Another choice for Hadoop

Written By:
Content Copyright © 2012 Bloor. All Rights Reserved.
Also posted on: The IM Blog

I have written about RainStor previously. Hitherto it has had a single product, what is now known as RainStor Data Retention but it has now announced a second: RainStor Data Analytics for Hadoop.

First, a re-iteration of what the basic product does. It provides a highly compressed file system. A couple of notable features are worth mentioning. The first is that if you are using RainStor for relational data (typically, for application retirement or archival) then RainStor ingests the schema as well as the data. It then supports schema evolution, so that you can make queries at a point in time (that is, you can look at the data exactly as it would have appeared at a particular point in time). Secondly, it includes a query engine that supports (translates) incoming SQL so that you can run conventional business intelligence environments against RainStor. Note that it is fully ANSI compliant.

Apart from archival (for which RainStor partners with both Teradata and Informatica – RainStor is embedded in the latter’s archival offering) the major market for RainStor has been retention of call detail records (CDRs), IP detail records (IPDRs), log data and so forth. The product’s compression rates are impressive in these areas: for example, getting 35 times compression for CDRs, 20 times for IPDRs and 15 times for log data. For certain types of data, compression rates can be 40 times or more. One of its customers is ingesting 17 billion IPDRs per day, which is the highest I have heard from any vendor.

However, we are here to discuss RainStor and Hadoop. What the company has done is to allow the storage of RainStor partitions within HDFS (Hadoop distributed file system) and it has added native MapReduce support to its existing SQL capabilities. The company has also partnered with Cloudera, HortonWorks and MapR so, in the last case at least, you don’t have to worry about single points of failure in your Hadoop cluster.

There are four interesting things about this implementation. The first is the compression that you can get. Typical Hadoop implementations use pretty inefficient compression algorithms (something equivalent to zip files) that get you around a 3 times compression ratio. That means that using RainStor you only need, worst case, around 20% of the disk capacity that you would require otherwise and it could be very much less than this. That’s a significant saving.

The second interesting feature of RainStor Data Analytics is that RainStor, as you might expect from its use for the retention of CDRs and so forth, understands timestamps, which Hadoop does not. In this sense the use of RainStor makes it a competitor to Cassandra and other column-family databases.

Thirdly, if you are using RainStor in HDFS then you can choose what data you want to flatten. So, because RainStor understands SQL, you can store relevant data in tabular format if you want to and you can flatten other data where that is not relevant. And, of course, the SQL supported by RainStor means that you can do functions like joins, which would not otherwise be possible. It is also worth noting that RainStor files are treated as first-class objects within the context of Hadoop and MapReduce, so there is no need to change existing scripts (in Pig, say) only to change a single parameter that points the query to RainStor partitions.

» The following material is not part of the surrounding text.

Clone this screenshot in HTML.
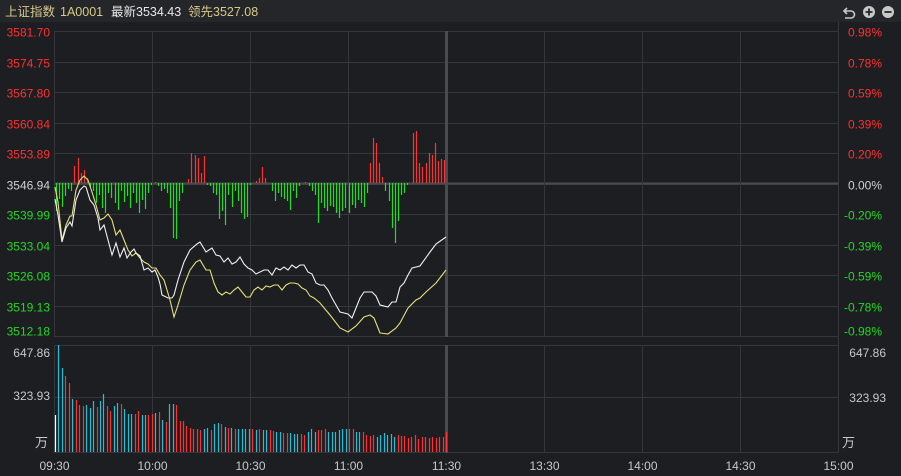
<!DOCTYPE html>
<html><head><meta charset="utf-8"><style>
html,body{margin:0;padding:0;background:#1d1e22;width:901px;height:476px;overflow:hidden;font-family:"Liberation Sans","Noto Sans CJK SC",sans-serif;}
svg{position:absolute;left:0;top:0}
</style></head><body>
<svg id="s" width="901" height="476" xmlns="http://www.w3.org/2000/svg" font-family="Liberation Sans, Noto Sans CJK SC, sans-serif" font-size="12">
<rect x="0" y="0" width="901" height="22" fill="#252629"/>
<text x="5" y="16" fill="#d6c98a" font-size="12.5">上证指数</text>
<text x="60" y="16" fill="#d6c98a" font-size="12.5">1A0001</text>
<text x="111" y="16" fill="#e8e8e8" font-size="12.5">最新3534.43</text>
<text x="188" y="16" fill="#d6c98a" font-size="12.5">领先3527.08</text>
<g fill="none" stroke="#c8c8c8" stroke-width="1.6"><path d="M847 8 L844 11 L847 14 M844 11 H851 A3.5 3.5 0 0 1 851 18 H845"/></g>
<circle cx="869" cy="12" r="6" fill="#c8c8c8"/><path d="M865.5 12H872.5M869 8.5V15.5" stroke="#252629" stroke-width="1.8"/>
<circle cx="888" cy="12" r="6" fill="#c8c8c8"/><path d="M884.5 12H891.5" stroke="#252629" stroke-width="1.8"/>
<g id="grid" stroke="#35363b" stroke-width="1"></g>
<g id="bars"></g>
<g id="vol"></g>
<g id="labels" font-size="12"></g>
</svg>
<script>
var NS="http://www.w3.org/2000/svg";
function el(p,t,a,txt){var e=document.createElementNS(NS,t);for(var k in a)e.setAttribute(k,a[k]);if(txt!=null)e.textContent=txt;p.appendChild(e);return e;}
var g=document.getElementById('grid'),L=document.getElementById('labels'),B=document.getElementById('bars'),V=document.getElementById('vol');
var left=['3581.70','3574.75','3567.80','3560.84','3553.89','3546.94','3539.99','3533.04','3526.08','3519.13','3512.18'];
var right=['0.98%','0.78%','0.59%','0.39%','0.20%','0.00%','-0.20%','-0.39%','-0.59%','-0.78%','-0.98%'];
for(var i=0;i<11;i++){var y=Math.round(31+i*30.5)+0.5;
 el(g,'line',{x1:54,x2:838,y1:y,y2:y});
 var c=i<5?'#ff3030':(i==5?'#d0d0d0':'#22d822');
 var ty=i==0?y+5:(i==10?y-1:y+5);
 el(L,'text',{x:50,y:ty,'text-anchor':'end',fill:c},left[i]);
 el(L,'text',{x:882,y:ty,'text-anchor':'end',fill:c},right[i]);}
// middle line brighter
el(g,'line',{x1:54,x2:838,y1:183.5,y2:183.5,stroke:'#4a4b50','stroke-width':2});
[345.5,397.5,452.5].forEach(function(y){el(g,'line',{x1:54,x2:838,y1:y,y2:y});});
var times=['09:30','10:00','10:30','11:00','11:30','13:30','14:00','14:30','15:00'];
for(var i=0;i<9;i++){var x=54.5+i*98;
 el(g,'line',{x1:x,x2:x,y1:31,y2:337});el(g,'line',{x1:x,x2:x,y1:345,y2:453});
 el(L,'text',{x:x,y:470,'text-anchor':'middle',fill:'#c8c8c8'},times[i]);}
el(g,'line',{x1:446.5,x2:446.5,y1:31,y2:337,stroke:'#4a4b50','stroke-width':3});
el(g,'line',{x1:446.5,x2:446.5,y1:345,y2:453,stroke:'#4a4b50','stroke-width':3});
el(g,'line',{x1:838.5,x2:838.5,y1:22,y2:453});
el(L,'text',{x:50,y:357,'text-anchor':'end',fill:'#c8c8c8'},'647.86');
el(L,'text',{x:50,y:400,'text-anchor':'end',fill:'#c8c8c8'},'323.93');
el(L,'text',{x:48,y:447,'text-anchor':'end',fill:'#c8c8c8','font-size':13},'万');
el(L,'text',{x:886,y:357,'text-anchor':'end',fill:'#c8c8c8'},'647.86');
el(L,'text',{x:886,y:402,'text-anchor':'end',fill:'#c8c8c8'},'323.93');
el(L,'text',{x:855,y:447,'text-anchor':'end',fill:'#c8c8c8','font-size':13},'万');
// price bars
var h=[-28,-16,-24,-13,-6,-8,17,25,10,13,5,-4,-8,-20,-12,-25,-30,-10,-15,-20,-27,-8,-19,-13,-25,-10,-20,-30,-17,-26,-10,-2,1,-3,-8,-6,-10,-25,-55,-56,-18,-10,0,4,30,28,25,10,27,-2,-3,-10,-12,-36,-28,-42,-12,-24,-8,-18,-30,-36,-34,-2,0,2,5,16,5,0,-8,-18,-10,-14,-16,-18,-27,-8,-15,-3,0,1,-3,-8,-12,-40,-20,-25,-28,-23,-24,-30,-35,-28,-25,-30,-22,-25,-17,-20,-24,-10,20,45,40,20,6,-8,-18,-45,-60,-38,-12,-10,-2,0,50,52,20,16,20,30,28,40,22,24,23];
var step=(444-56)/(h.length-1);
h.forEach(function(v,i){if(!v)return;var x=56+i*step;x=Math.round(x)+0.5;
 el(B,'line',{x1:x,x2:x,y1:183,y2:183-v,stroke:v>0?'#ff3030':'#1ee01e','stroke-width':1.2});});
var W=[55,199,58,215,62,242,66,228,70,222,72,226,76,200,80,190,84,186,86,187,90,200,94,205,98,218,100,230,104,225,108,240,112,255,116,243,120,257,124,248,127,258,131,252,134,249,136,253,140,256,144,270,148,268,152,272,155,270,158,277,160,284,162,295,168,298,172,298,174,295,178,280,184,262,190,250,197,244,200,242,206,252,212,248,216,255,220,256,224,262,228,258,232,264,236,262,240,257,244,264,248,268,252,270,256,274,260,272,264,270,268,270,272,275,276,268,280,270,284,267,288,270,292,265,296,268,300,265,304,265,308,272,312,274,316,283,320,285,324,285,328,290,332,298,340,312,348,314,352,318,360,298,364,292,372,292,376,296,380,305,388,307,392,302,396,302,400,287,404,283,408,275,412,268,420,266,430,252,436,244,446,237];
var Y=[55,187,58,202,62,240,66,225,70,216,72,216,76,190,80,180,84,176,88,180,92,192,96,205,100,220,104,218,108,214,112,220,116,235,120,230,124,240,128,250,132,256,136,253,140,258,144,262,148,264,152,268,156,268,160,275,164,280,170,300,174,317,178,305,184,285,190,270,196,262,200,260,206,270,210,270,214,283,218,292,222,295,226,292,230,294,234,290,238,287,242,292,246,297,250,297,254,290,258,287,262,290,266,286,270,287,274,285,278,285,282,290,286,285,290,283,294,283,298,284,302,288,306,290,310,296,314,298,320,303,330,315,340,328,348,332,356,326,364,317,370,315,374,318,380,333,388,334,396,328,400,323,408,308,416,300,420,298,426,292,436,283,446,270];
el(B,'polyline',{points:Y.join(' '),fill:'none',stroke:'#e6e07a','stroke-width':1.1});
el(B,'polyline',{points:W.join(' '),fill:'none',stroke:'#f0f0f0','stroke-width':1.1});
// volume
var v="37w,107c,84c,76r,69r,53c,52r,47r,46r,47c,44c,51c,45r,51c,58c,46r,41r,46c,49c,48r,43c,38c,38c,38r,41r,37c,37c,37r,38r,39c,40r,32c,30r,48c,48c,47r,31r,31r,26r,24r,23r,23r,22r,23c,24c,22r,28c,29c,28r,25c,24r,24c,23r,23c,23c,23c,23c,23r,22c,23r,22c,22c,22r,21r,20c,20c,19r,19r,19c,18c,18c,18r,17r,20c,23c,20c,22r,22r,23r,20c,20c,20c,22c,23c,23c,23r,23r,20c,20c,20r,17r,16r,17r,15c,17c,19c,17c,18c,15c,17r,16r,16r,14r,15r,17r,13r,15r,15r,14r,15r,14r,15r,15r,20r".split(',');
var vs=(446-55)/(v.length-1);
v.forEach(function(s,i){var hh=parseInt(s),t=s.slice(-1);var x=Math.round(55+i*vs)+0.5;
 el(V,'line',{x1:x,x2:x,y1:452,y2:452-hh,stroke:t=='w'?'#ffffff':(t=='c'?'#20c0d8':'#ff3030'),'stroke-width':1.2});});
</script>
</body></html>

Finally, it is worth commenting on query performance. RainStor uses what are known as Bloom filters (named for the inventor Burton H. Bloom) which are space-efficient probabilistic data structures that are used to test whether an element is a member of a set. False positives are possible, but false negatives are not. Put simply, these filters tell the system where the data is not (rather like a Netezza ZoneMap) so that the software looks for the data it needs only within relevant data blocks. The advantage of using these Bloom filters (which, technically, are based on bit vectors) is that they greatly increase performance and, at the same time, they require much less management and overhead than indexes. Note that filters, like the data, are compressed. The upshot of all of this is that you get much better performance that you would when using HDFS on its own. Of course, you will get improved performance from simply having better compression but the use of Bloom filters takes this a significant step further.

This is an impressive list of features – (much) less disk, more capability and better performance – what’s not to like? Perhaps the most obvious thing is that you might want to be able to combine MapReduce and SQL within a single query but I understand that this is on the company’s roadmap. It might also make sense for RainStor to implement support for IBM’s GPFS as well as HDFS. The only other point worth making is that RainStor offers an “append only” data store. That is, you cannot update records. This is necessary for compliance reasons in the company’s current markets. For many Hadoop implementations this will not be an issue (event data is not typically updated) although there may be additional housekeeping: removal of previous data and writing of new data, rather than just updating. It is also possible to conceive of environments where you might genuinely want to update data, in which case the data will need to be stored outside of RainStor. Leaving these considerations aside, RainStor looks like a very competitive option for supporting Hadoop.